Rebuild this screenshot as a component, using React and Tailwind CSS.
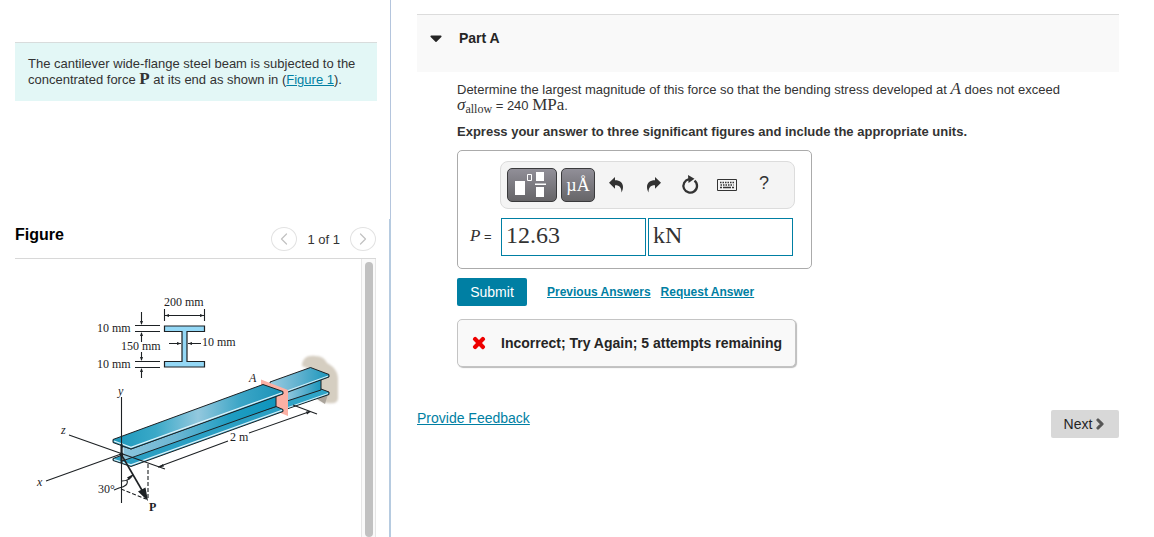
import React, { useState } from 'react';
import { FaCaretDown, FaChevronRight, FaTimes } from 'react-icons/fa';
import { ChevronLeft, ChevronRight } from 'lucide-react';

const MATH = "font-['Liberation_Serif',serif]";
const INLINE_MATH = `${MATH} text-[17px] leading-[12px]`;

function BeamFigure() {
  return (
    <svg
      viewBox="15 259 346 278"
      className="w-[346px] h-[278px] shrink-0 font-['Liberation_Serif',serif] text-[12px]"
      role="img"
      aria-label="Cantilever wide-flange beam with force P at its end"
    >
      <defs>
        <linearGradient id="nearTop" x1="0" x2="1">
          <stop offset="0" stopColor="#1c97bb" />
          <stop offset="0.25" stopColor="#3aa9c8" />
          <stop offset="0.5" stopColor="#93c8de" />
          <stop offset="0.75" stopColor="#3ba5c6" />
          <stop offset="1" stopColor="#1b93b8" />
        </linearGradient>
        <linearGradient id="nearWeb" x1="0" x2="1">
          <stop offset="0" stopColor="#8cc4dc" />
          <stop offset="0.35" stopColor="#6db7d3" />
          <stop offset="0.7" stopColor="#1f9dc2" />
          <stop offset="1" stopColor="#0f95bd" />
        </linearGradient>
        <linearGradient id="farTop" x1="0" x2="1">
          <stop offset="0" stopColor="#9acbe0" />
          <stop offset="0.5" stopColor="#5fb1cf" />
          <stop offset="1" stopColor="#1b96bb" />
        </linearGradient>
        <filter id="wallEdge" x="-20%" y="-20%" width="140%" height="140%">
          <feGaussianBlur stdDeviation="0.9" />
        </filter>
      </defs>

      {/* wall */}
      <path
        d="M302 366 C302 358 308 355 315 356 C322 356 325 359 327 363 C333 366 338 371 338 379 V398 C338 403 333 404 327 403 C320 402 316 398 315 394 L312 370 Z"
        fill="#d5cec1"
        filter="url(#wallEdge)"
      />
      <path d="M317 399 L328 394 L325 404 Z" fill="#aaa49b" />

      {/* far part of the beam */}
      <g stroke="#1d2124" strokeWidth="1" strokeLinejoin="round">
        <path d="M284 401 L321 389 L329 392 V394.500 L284 410 Z" fill="#2fa4c7" />
        <path d="M284 392 L321 379 V390 L284 402 Z" fill="url(#farTop)" />
        <path d="M270 382 L310.500 367.500 L329 374.500 V377 L288 392 L270 387 Z" fill="url(#farTop)" />
      </g>
      <path d="M288 390.500 L328 376 M288 407.500 L328 393.500" stroke="#d9f0f7" strokeWidth="1" />

      {/* section plane at A */}
      <path d="M261 379.500 L288 390 V416 L261 405 Z" fill="#fbb0a4" />

      {/* near part of the beam */}
      <g stroke="#1d2124" strokeWidth="1" strokeLinejoin="round">
        <path d="M113 458.500 L125 454 L276 406.500 L283 409.500 V411.500 L131 466.500 L113 460.500 Z" fill="#2b9fc3" />
        <path d="M122 446 L131 449 L276 396 V406.500 L125 460 L122 461 Z" fill="url(#nearWeb)" />
        <path d="M113 439.500 L263 384.500 L283 391.500 V394 L131 449 L113 442.500 Z" fill="url(#nearTop)" />
      </g>
      <path
        d="M114 441 L131 447.300 L282 392.700 M114 459.500 L131 464.800 L282 410.200 M123 448 V460"
        fill="none"
        stroke="#e3f4fa"
        strokeWidth="1.2"
      />

      {/* axes, force and dimension lines */}
      <g stroke="#1d2124" strokeWidth="1.1" fill="none">
        <path d="M121.500 397 V503" />
        <path d="M121.500 444 V463" strokeWidth="2" />
        <path d="M69 435 L165 469 M46 481 L121 454" />
        <path d="M121 454 L143 492" strokeWidth="1.6" />
        <path d="M148 464 V499 M121 489 L146 499" strokeDasharray="4 2" />
        <path d="M133 475 Q129 481 122 481 M114 490 L119 488 Q129 486 127 480" />
        <path d="M158 467 L228 441 M249 433 L310 411.500 M293 405 L317 414" />
      </g>
      <path d="M148 501 L138 491.500 L145.500 487.500 Z M133.500 474 L129 480 L127 477.500 Z M158 467.500 L163 464 L164 466.500 Z M311 411.300 L306 411.500 L307 414.500 Z" fill="#1d2124" />
      <circle cx="121.500" cy="454.500" r="2" fill="#1d2124" />

      {/* cross-section */}
      <path
        d="M164.500 326 H204.500 V331.500 H187 V361.500 H204.500 V367 H164.500 V361.500 H182 V331.500 H164.500 Z"
        fill="#94d8f6"
        stroke="#1d2124"
        strokeWidth="1.2"
      />
      <g stroke="#1d2124" strokeWidth="1.1" fill="none">
        <path d="M164.500 309 V321 M204.500 309 V321 M165 315.500 H204" />
        <path d="M135 325.500 H160 M135 331.500 H160 M135 361.500 H160 M135 367.500 H160" />
        <path d="M141.500 312 V324 M141.500 333 V342 M141.500 352 V360 M141.500 369 V378" />
        <path d="M169 343.500 H181 M188 343.500 H201" />
      </g>
      <path
        d="M141.500 325 L140 321 H143 Z M141.500 332 L140 336 H143 Z M141.500 361 L140 357 H143 Z M141.500 368 L140 372 H143 Z M181 343.500 L177 342 V345 Z M188 343.500 L192 342 V345 Z M165 315.500 L169 314 V317 Z M204 315.500 L200 314 V317 Z"
        fill="#1d2124"
      />

      <g fill="#1d2124">
        <text x="164" y="306">200 mm</text>
        <text x="97" y="332">10 mm</text>
        <text x="121" y="350">150 mm</text>
        <text x="97" y="368">10 mm</text>
        <text x="202" y="346">10 mm</text>
        <text x="230" y="441">2 m</text>
        <text x="98" y="493">30°</text>
        <g fontStyle="italic">
          <text x="118" y="395">y</text>
          <text x="61" y="434">z</text>
          <text x="37" y="486">x</text>
          <text x="249" y="382">A</text>
        </g>
        <text x="149" y="511" fontWeight="bold">P</text>
      </g>
    </svg>
  );
}

function Sidebar() {
  return (
    <aside className="w-[391px] shrink-0 flex flex-col">
      <div className="h-[219px] pt-[42px] pl-[15px] pr-[13px] border-r border-[#b4c5dd]">
        <p className="border-t border-[#d8dcdc] bg-[#e3f7f6] px-[13px] pt-[13px] pb-[13px] text-[13px] leading-[16px]">
          The cantilever wide-flange steel beam is subjected to the concentrated force{' '}
          <b className={INLINE_MATH}>P</b> at its end as shown in (
          <a href="#figure" className="text-[#007fa3] underline">Figure 1</a>).
        </p>
      </div>
      <section id="figure" className="flex-1 flex flex-col pl-[15px] pr-[13px] border-r-2 border-[#b6cbe0]">
        <div className="h-10 flex items-center border-b border-[#d8d8d8]">
          <h2 className="flex-1 pb-2 text-[16px] leading-[20px] font-bold text-black">Figure</h2>
          <div className="flex items-center gap-[10px] text-[13px]">
            <button aria-label="Previous figure" className="w-[26px] h-6 flex items-center justify-center rounded-[50%] border border-[#e2e2e2] text-[#c2c2c2]">
              <ChevronLeft size={20} strokeWidth={1.5} />
            </button>
            <span className="pt-[3px]">1 of 1</span>
            <button aria-label="Next figure" className="w-[26px] h-6 flex items-center justify-center rounded-[50%] border border-[#e2e2e2] text-[#c2c2c2]">
              <ChevronRight size={20} strokeWidth={1.5} />
            </button>
          </div>
        </div>
        <div className="flex-1 flex justify-between">
          <BeamFigure />
          <div className="w-[15px] shrink-0 flex justify-center pt-[3px] border-x border-[#e6e6e6] bg-[#fafafa]">
            <div className="w-2 rounded-full bg-[#c1c1c1]" />
          </div>
        </div>
      </section>
    </aside>
  );
}

const darkButton =
  'h-[34px] flex items-center justify-center rounded-[5px] border border-[#3a3a3c] bg-linear-to-b from-[#918f98] to-[#666568] text-white';

function Toolbar() {
  return (
    <div className="w-[295px] h-12 flex items-center px-[6px] rounded-lg border border-[#dcdcdc] bg-[#f4f4f4] text-[#333]">
      <button aria-label="Templates" className={`w-[50px] ${darkButton}`}>
        <svg width="34" height="28" viewBox="0 0 34 28">
          <path d="M0 10h10v14H0zM21 1h8v9h-8zM21 16h8v10h-8zM20 12.500h11v1.500H20z" fill="#fff" />
          <path d="M12.500 3.500h4v6h-4z" fill="none" stroke="#fff" />
        </svg>
      </button>
      <button aria-label="Units" className={`w-[34px] ml-1 ${darkButton} ${MATH} text-[18px]`}>µÅ</button>
      <button aria-label="Undo" className="w-[14px] ml-[14px]">
        <svg width="14" height="16" viewBox="0 0 14 16" fill="currentColor">
          <path d="M6 0v3.200c5 0 8 2.600 8 6.800 0 2.200-.7 4-1.600 5.500.2-4.600-1.600-7.200-6.400-7.200v3.400L0 5.800z" />
        </svg>
      </button>
      <button aria-label="Redo" className="w-[14px] ml-[24px]">
        <svg width="14" height="16" viewBox="0 0 14 16" fill="currentColor">
          <path d="M8 0v3.200c-5 0-8 2.600-8 6.800 0 2.200.7 4 1.600 5.500C1.400 10.900 3.200 8.300 8 8.300v3.400l6-5.900z" />
        </svg>
      </button>
      <button aria-label="Reset" className="w-[18px] ml-[20px]">
        <svg width="18" height="20" viewBox="0 0 18 20">
          <path d="M13.500 5.600A6.800 6.800 0 1 1 8 4.200" fill="none" stroke="currentColor" strokeWidth="2.300" />
          <path d="M7 0l6.500 3.800L7.500 8z" fill="currentColor" />
        </svg>
      </button>
      <button aria-label="Keyboard" className="w-5 ml-[18px]">
        <svg width="20" height="12" viewBox="0 0 20 12" stroke="currentColor" fill="none">
          <path d="M.5.5h19v11H.5z" />
          <path d="M3 3.500h14M3.500 6h13" strokeWidth="1.500" strokeDasharray="1.500 1" />
          <path d="M3 8.500h2M6 8.500h8M15 8.500h2" strokeWidth="1.500" />
        </svg>
      </button>
      <button aria-label="Help" className="ml-[21px] w-3 text-[18px] leading-[20px] pb-1">?</button>
    </div>
  );
}

export default function App() {
  const [value, setValue] = useState('12.63');
  const [unit, setUnit] = useState('kN');

  const field = `h-[38px] w-[145px] px-1 pb-[3px] border border-[#007fa3] bg-white ${MATH} text-[24px] text-[#333] outline-none`;

  return (
    <div className="min-h-screen flex bg-white font-['Liberation_Sans',Arial,sans-serif] text-[#333]">
      <Sidebar />
      <main className="flex-1 pt-[14px] pl-[26px] pr-[35px]">
        <h2 className="h-[58px] border-t border-[#dcdcdc] bg-[#f9f9f9]">
          <button className="flex items-center pt-[14px] pl-[13px] text-[14px] leading-[18px] font-bold text-[#252525]">
            <FaCaretDown size={18} className="w-3 mr-[17px]" viewBox="0 0 320 512" preserveAspectRatio="xMidYMid slice" />
            Part A
          </button>
        </h2>

        <div className="pl-10 pt-[10px]">
          <p className="text-[13px] leading-[16px]">
            Determine the largest magnitude of this force so that the bending stress developed at{' '}
            <i className={INLINE_MATH}>A</i> does not exceed
            <br />
            <i className={INLINE_MATH}>σ</i>
            <sub className={`${MATH} text-[12px]`}>allow</sub> = 240{' '}
            <span className={INLINE_MATH}>MPa</span>.
          </p>
          <p className="mt-[10px] text-[13px] leading-[16px] font-bold">
            Express your answer to three significant figures and include the appropriate units.
          </p>

          <div className="mt-[10px] w-fit pt-[10px] pb-3 pl-[10px] pr-4 rounded-[5px] border border-[#ababab]">
            <div className="pl-8">
              <Toolbar />
            </div>
            <div className="mt-[9px] flex items-center gap-[2px]">
              <label htmlFor="answer" className="w-[31px] pl-[2px] text-[13px] whitespace-nowrap">
                <i className={INLINE_MATH}>P</i> =
              </label>
              <input id="answer" className={field} value={value} onChange={(e) => setValue(e.target.value)} />
              <input aria-label="Units" className={field} value={unit} onChange={(e) => setUnit(e.target.value)} />
            </div>
          </div>

          <div className="mt-[9px] flex items-center text-[12px] font-bold">
            <button className="h-7 w-[70px] rounded-[2px] bg-[#007fa3] text-[14px] font-normal text-white">Submit</button>
            <a href="#previous" className="ml-5 text-[#007fa3] underline">Previous Answers</a>
            <a href="#request" className="ml-[10px] text-[#007fa3] underline">Request Answer</a>
          </div>

          <div role="alert" className="mt-[13px] w-fit h-12 flex items-center px-[13px] rounded-[5px] border border-[#c4c4c4] bg-[#f9f9f9] shadow-[1px_1px_1px_#bbb] text-[14px] font-bold text-[#252525]">
            <FaTimes size={16} className="mr-[14px] text-[#ee0000]" stroke="currentColor" strokeWidth="40" />
            Incorrect; Try Again; 5 attempts remaining
          </div>
        </div>

        <div className="mt-[43px] flex items-start justify-between text-[14px] leading-[16px]">
          <a href="#feedback" className="text-[#007fa3] underline">Provide Feedback</a>
          <button className="h-7 w-[68px] flex items-center justify-center gap-[2px] rounded-[2px] bg-[#d8d8d8] text-[#252525]">
            Next <FaChevronRight size={12} className="text-[#555]" stroke="currentColor" strokeWidth="50" />
          </button>
        </div>
      </main>
    </div>
  );
}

◆ ◆ ◆ ◆ ◆ ◆ ◆

### PROBLEM STATEMENT
Tell how many lines include "this". The number is the whole answer.

### RESPONSE
2